The Qualitative Assessment

A company can start with an optional qualitative screen, sometimes called “Step Zero.” The company evaluates whether it is more likely than not — meaning a greater than 50 percent chance — that the reporting unit’s fair value has dropped below its carrying amount. 7Deloitte Accounting Research Tool. ASC 350-20 – Qualitative Assessment Step Zero Factors considered include deteriorating economic conditions, declining revenue, loss of key customers, increased competition, and sustained drops in share price. If the company concludes the fair value probably still exceeds the carrying amount, no further testing is needed that year.

A company can also skip the qualitative screen entirely and go straight to the quantitative test in any period, then return to the qualitative approach in later years. 7Deloitte Accounting Research Tool. ASC 350-20 – Qualitative Assessment Step Zero

The Quantitative Test

If the qualitative screen raises a red flag — or the company skips it — the quantitative test compares the fair value of the reporting unit (the operating segment or component to which goodwill has been assigned) to its carrying amount, including the goodwill allocated to it. When the carrying amount exceeds fair value, the company must recognize an impairment loss equal to the difference, capped at the total goodwill balance for that reporting unit. 6FASB. Accounting Standards Update 2017-04 – Simplifying the Test for Goodwill Impairment

An impairment loss reduces the goodwill balance on the balance sheet and simultaneously flows through as an expense on the income statement. Large write-downs can dramatically reduce a company’s reported net income for the period. Once goodwill is written down, the loss cannot be reversed in a later period if conditions improve.

Beyond the annual test, impairment must also be assessed whenever a triggering event occurs — a sudden downturn in the business, the loss of a major customer, or a significant drop in market capitalization. Companies that wait until the scheduled annual test to acknowledge obvious deterioration risk both regulatory scrutiny and investor backlash.

Private Company and Nonprofit Alternatives

The impairment-only model described above applies to public companies. Private companies and nonprofit organizations have a simpler option. Under an accounting alternative originally introduced in 2014, private companies can elect to amortize goodwill on a straight-line basis over ten years (or a shorter period if the company can justify one).  This option was extended to nonprofit entities in 2019. 8Deloitte Accounting Research Tool. ASC 350-20 – History of the Goodwill Impairment Model

Private companies and nonprofits that elect amortization still need to watch for impairment, but the testing is considerably less burdensome. A separate accounting alternative lets these entities evaluate whether a triggering event has occurred only as of the end of each reporting period, rather than monitoring continuously between annual tests.  The two elections are independent — a private company can adopt one, both, or neither. 9Deloitte Accounting Research Tool. FASB Provides Private Companies and Not-for-Profit Entities With an Accounting Alternative for Evaluating Goodwill Impairment Triggering Events

Most private companies that make acquisitions elect the amortization alternative because it simplifies both the ongoing accounting and the periodic impairment analysis. The ten-year default avoids the expense and complexity of annual fair value appraisals, which is often the single most expensive aspect of goodwill accounting for smaller organizations.

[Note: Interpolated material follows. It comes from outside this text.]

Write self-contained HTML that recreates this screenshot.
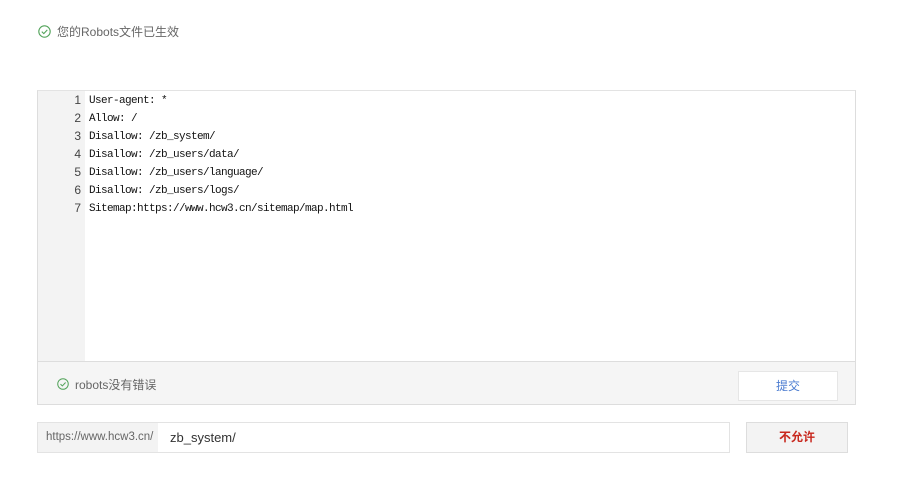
<!DOCTYPE html>
<html><head><meta charset="utf-8"><style>
*{margin:0;padding:0;box-sizing:border-box}
body{width:900px;height:477px;background:#fff;font-family:"Liberation Sans","Noto Sans CJK SC",sans-serif;position:relative;overflow:hidden}
.a{position:absolute}
.ok{font-size:12px;color:#666;display:flex;align-items:center}
.ok svg{margin-right:6px}
.code{font-family:"Liberation Mono","Noto Sans CJK SC",monospace;font-size:11px;letter-spacing:-0.6px;color:#111;line-height:18px}
.num{font-size:12px;letter-spacing:0;font-family:"Liberation Sans",sans-serif;color:#444}
</style></head><body>
<div class="a ok" style="left:38px;top:23px;height:16px"><svg width="13" height="13" viewBox="0 0 13 13"><circle cx="6.5" cy="6.5" r="5.7" fill="none" stroke="#52a35a" stroke-width="1.1"/><path d="M3.8 6.6l2 2 3.5-3.7" fill="none" stroke="#52a35a" stroke-width="1.1"/></svg>您的Robots文件已生效</div>
<div class="a" style="left:37px;top:90px;width:819px;height:315px;border:1px solid #ddd;border-top:1px solid #e3e3e3"></div>
<div class="a" style="left:38px;top:91px;width:47px;height:270px;background:#f3f3f3"></div>
<div class="a code num" style="left:38px;top:91px;width:43px;text-align:right">1<br>2<br>3<br>4<br>5<br>6<br>7</div>
<div class="a code" style="left:89px;top:92px;white-space:pre">User-agent: *
Allow: /
Disallow: /zb_system/
Disallow: /zb_users/data/
Disallow: /zb_users/language/
Disallow: /zb_users/logs/
Sitemap:https://www.hcw3.cn/sitemap/map.html</div>
<div class="a" style="left:38px;top:361px;width:817px;height:43px;background:#f5f5f5;border-top:1px solid #ddd"></div>
<div class="a ok" style="left:57px;top:376px;height:16px"><svg width="12" height="12" viewBox="0 0 13 13"><circle cx="6.5" cy="6.5" r="5.7" fill="none" stroke="#52a35a" stroke-width="1.1"/><path d="M3.8 6.6l2 2 3.5-3.7" fill="none" stroke="#52a35a" stroke-width="1.1"/></svg>robots没有错误</div>
<div class="a" style="left:738px;top:371px;width:100px;height:30px;background:#fff;border:1px solid #e6e6e6;color:#4a7bd0;font-size:12px;text-align:center;line-height:28px">提交</div>
<div class="a" style="left:37px;top:422px;width:693px;height:31px;border:1px solid #e3e3e3;background:#fff"></div>
<div class="a" style="left:38px;top:423px;width:120px;height:29px;background:#f3f3f3;color:#666;font-size:11.5px;line-height:29px;padding-left:8px">https://www.hcw3.cn/</div>
<div class="a" style="left:170px;top:423px;height:29px;line-height:29px;font-size:13px;color:#333">zb_system/</div>
<div class="a" style="left:746px;top:422px;width:102px;height:31px;background:#f3f3f3;border:1px solid #ddd;color:#c8281e;font-size:12px;font-weight:bold;text-align:center;line-height:29px">不允许</div>
</body></html>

Tax Treatment Under Section 197

The tax rules for goodwill differ from the financial accounting treatment. For tax purposes, goodwill acquired in a taxable asset purchase is classified as a Section 197 intangible under the Internal Revenue Code and amortized on a straight-line basis over 15 years, beginning in the month the acquisition closes. 10Office of the Law Revision Counsel. 26 USC 197 – Amortization of Goodwill and Certain Other Intangibles That works out to roughly 6.67 percent per year.

The key word is “taxable asset purchase.” In an asset acquisition, the buyer gets a stepped-up tax basis in the acquired assets, including goodwill, and can deduct the amortization over 15 years. In a stock acquisition, the buyer inherits the seller’s existing tax basis and generally does not get to amortize goodwill for tax purposes — unless a Section 338(h)(10) election is made to treat the stock purchase as an asset purchase for tax purposes. This distinction frequently drives deal structuring, as buyers favor asset deals partly for the goodwill amortization deduction.

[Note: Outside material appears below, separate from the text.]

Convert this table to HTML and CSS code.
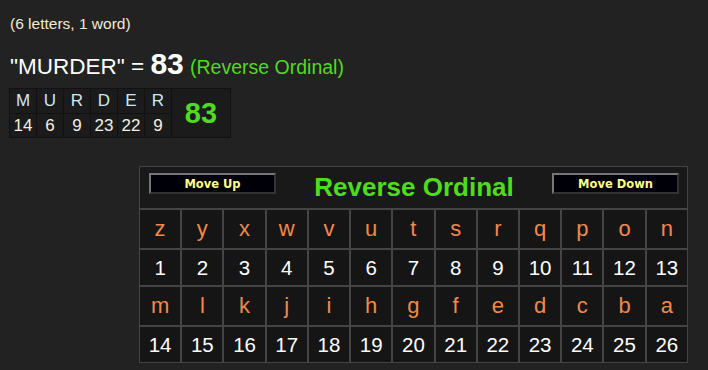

Worth noting: the 15-year tax amortization runs on its own track regardless of what happens on the financial statements. A public company that carries unamortized goodwill for book purposes under the impairment-only model will simultaneously be claiming annual amortization deductions on its tax return, creating a temporary difference that gets tracked as a deferred tax liability.

Why Internally Generated Goodwill Stays Off the Books

A company that spends decades building brand recognition, cultivating loyal customers, and developing a stellar reputation cannot put any of that value on its balance sheet as goodwill. The prohibition is one of the more counterintuitive rules in accounting, but the reasoning is straightforward: there is no arm’s-length transaction to establish a reliable cost.

When one company buys another, the purchase price provides an objective, verifiable number. Internally generated goodwill has no such anchor. Allowing companies to self-appraise their own brand value or customer relationships would introduce subjectivity that undermines the reliability of financial statements. A company could inflate its balance sheet simply by assigning optimistic values to intangible qualities no outsider has priced. 5Deloitte. ASC 350-20 – Overall Accounting for Goodwill

The practical consequence is that spending on activities that build internal goodwill — advertising campaigns, employee training, research and development — is expensed on the income statement as incurred. Those expenditures may create enormous economic value, but that value only gets formally recognized as goodwill when someone else buys the company and pays a premium for it.